Szkoła imię Janka „Rudego” Bytnara otrzymała w 1996 roku. Taki patron to zasługa jednej z ówczesnych nauczycielek. Stefania Wodzińska miała okazję znać matkę członka Szarych Szeregów i w trakcie jednego ze spotkań doszły do wniosku, że skoro szkoła nie ma patrona może uda się nazwać ją właśnie imieniem jednego z bohaterów książki „Kamienie na szaniec”. Starania trwały kilka lat. - Mam piękne listy, w których Matulka Bytnarowa pisze do mnie, że u schyłku życia spotkało ją takie wielkie szczęście, że chociaż czas jej się kończy, ale jej syn – bohater będzie przykładem dla młodzieży w ich codziennym życiu, postępowaniu – zdradza Stefania Wodzińska.

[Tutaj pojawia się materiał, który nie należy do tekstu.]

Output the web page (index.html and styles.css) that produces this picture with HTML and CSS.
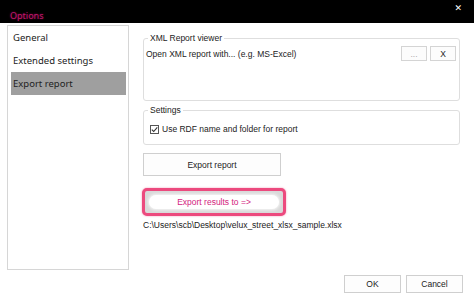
FILE: index.html
```html
<!DOCTYPE html>
<html lang="en">
<head>
    <meta charset="UTF-8">
    <meta name="viewport" content="width=device-width, initial-scale=1.0">
    <title>Options</title>
    <link rel="stylesheet" href="styles.css">
</head>
<body>
    <div class="titlebar">
        <span class="title">Options</span>
        <span class="close">&#10005;</span>
    </div>

    <div class="content">
        <div class="nav">
            <div class="nav-item">General</div>
            <div class="nav-item">Extended settings</div>
            <div class="nav-item active">Export report</div>
        </div>

        <div class="panel">
            <fieldset class="group group-viewer">
                <legend>XML Report viewer</legend>
                <div class="viewer-row">
                    <span>Open XML report with... (e.g. MS-Excel)</span>
                    <span class="small-buttons">
                        <button class="small-button dots">...</button>
                        <button class="small-button">X</button>
                    </span>
                </div>
            </fieldset>

            <fieldset class="group group-settings">
                <legend>Settings</legend>
                <label class="check-row">
                    <span class="checkbox">
                        <svg width="9" height="9" viewBox="0 0 9 9"><path d="M1.8 4.6 L3.7 6.5 L7.3 2.3" fill="none" stroke="#333" stroke-width="1.1"/></svg>
                    </span>
                    Use RDF name and folder for report
                </label>
            </fieldset>

            <button class="win-button export-button">Export report</button>

            <button class="export-results"><span>Export results to =&gt;</span></button>

            <div class="path">C:\Users\scb\Desktop\velux_street_xlsx_sample.xlsx</div>
        </div>
    </div>

    <div class="footer">
        <button class="win-button footer-button">OK</button>
        <button class="win-button footer-button">Cancel</button>
    </div>
</body>
</html>
```

FILE: styles.css
```css
body {
    margin: 0;
    width: 474px;
    height: 303px;
    background-color: #fff;
    font-family: "Liberation Sans", Arial, sans-serif;
    font-size: 8.5px;
    color: #222;
    display: flex;
    flex-direction: column;
    overflow: hidden;
}
.titlebar {
    height: 23px;
    background-color: #000;
    display: flex;
    justify-content: space-between;
    padding: 0 12px 0 10px;
    box-sizing: border-box;
}
.title {
    font-family: "Noto Sans", sans-serif;
    font-size: 9px;
    color: #c0156c;
    text-shadow: 0 0 2px rgba(200, 20, 110, 0.6);
    padding-top: 9px;
}
.close {
    color: #fff;
    font-family: "DejaVu Sans", sans-serif;
    font-size: 9px;
    font-weight: bold;
    padding-top: 3px;
}
.content {
    display: flex;
    padding: 2px 0 0 7px;
}
.nav {
    width: 122px;
    height: 245px;
    border: 1px solid #d6d6d6;
    box-sizing: border-box;
    padding: 0 2px 0 3px;
    font-family: "Noto Sans", sans-serif;
    font-size: 9.5px;
    color: #222;
}
.nav-item {
    height: 23px;
    line-height: 23px;
    padding-left: 2px;
}
.nav-item.active {
    background-color: #9f9f9f;
}
.panel {
    margin-left: 14px;
    width: 317px;
    display: flex;
    flex-direction: column;
    align-items: flex-start;
}
.group {
    width: 317px;
    box-sizing: border-box;
    margin: 0;
    border: 1px solid #dedede;
    border-radius: 3px;
    padding: 0 3px 0 2px;
}
.group legend {
    padding: 0 2px;
    margin-left: 2px;
    line-height: 11px;
}
.group-viewer {
    margin-top: 8px;
    height: 68px;
}
.viewer-row {
    display: flex;
    justify-content: space-between;
    align-items: center;
    margin-top: 2px;
}
.small-buttons {
    display: flex;
    gap: 3px;
}
.small-button {
    width: 26px;
    height: 15px;
    padding: 0;
    border: 1px solid #d4d4d4;
    background-color: #fcfcfc;
    font-family: "Liberation Sans", Arial, sans-serif;
    font-size: 8.5px;
    color: #222;
}
.small-button.dots {
    color: #aaa;
}
.group-settings {
    margin-top: 4px;
    height: 40px;
}
.check-row {
    display: flex;
    align-items: center;
    gap: 3px;
    margin: 8px 0 0 4px;
}
.checkbox {
    width: 9px;
    height: 9px;
    border: 1px solid #555;
    box-sizing: border-box;
    display: flex;
    align-items: center;
    justify-content: center;
}
.checkbox svg {
    flex: none;
}
.win-button {
    border: 1px solid #cfcfcf;
    background-color: #fdfdfd;
    font-family: "Liberation Sans", Arial, sans-serif;
    font-size: 8.5px;
    color: #222;
    padding: 0;
}
.export-button {
    width: 138px;
    height: 23px;
    margin-top: 8px;
}
.export-results {
    width: 144px;
    height: 28px;
    margin: 12px 0 0 -1px;
    border: 3px solid #ec4a7e;
    border-radius: 5px;
    background-color: #d9d9d9;
    box-shadow: 0 0 2px rgba(236, 74, 126, 0.6);
    padding: 4px 4px;
    box-sizing: border-box;
    font-family: "Liberation Sans", Arial, sans-serif;
}
.export-results span {
    display: block;
    height: 14px;
    line-height: 14px;
    background-color: #fff;
    border-radius: 7px;
    box-shadow: 0 0 3px 1px #f6f6f6;
    color: #d3227e;
    font-size: 8.5px;
}
.path {
    margin-top: 4px;
}
.footer {
    display: flex;
    justify-content: flex-end;
    gap: 5px;
    padding: 5px 11px 0 0;
}
.footer-button {
    width: 57px;
    height: 18px;
}
```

Patron szkoły był bardzo związany ze swoją matką, ale także oddany przyjaciołom i walce o niepodległość. I takie ideały szkoła stara się przekazywać uczniom na co dzień, a przede wszystkim w dniu patrona. - Młodzi ludzie muszą mieć wzorce do naśladowania – dodaje Anna Piotrowska-Wągrocka, dyrektor ZSGH. - Janek Bytnar oddał życie za ojczyznę, my nie chcielibyśmy, aby nasi uczniowie musieli się tak poświęcać, ale żeby wartości, które przyświecały życiu Janka Bytnara były dla nich również tymi najważniejszymi.
W poniedziałek przed południem w szkole odbyła się uroczysta akademia. Dalsza część tego dnia minęła na sportowo.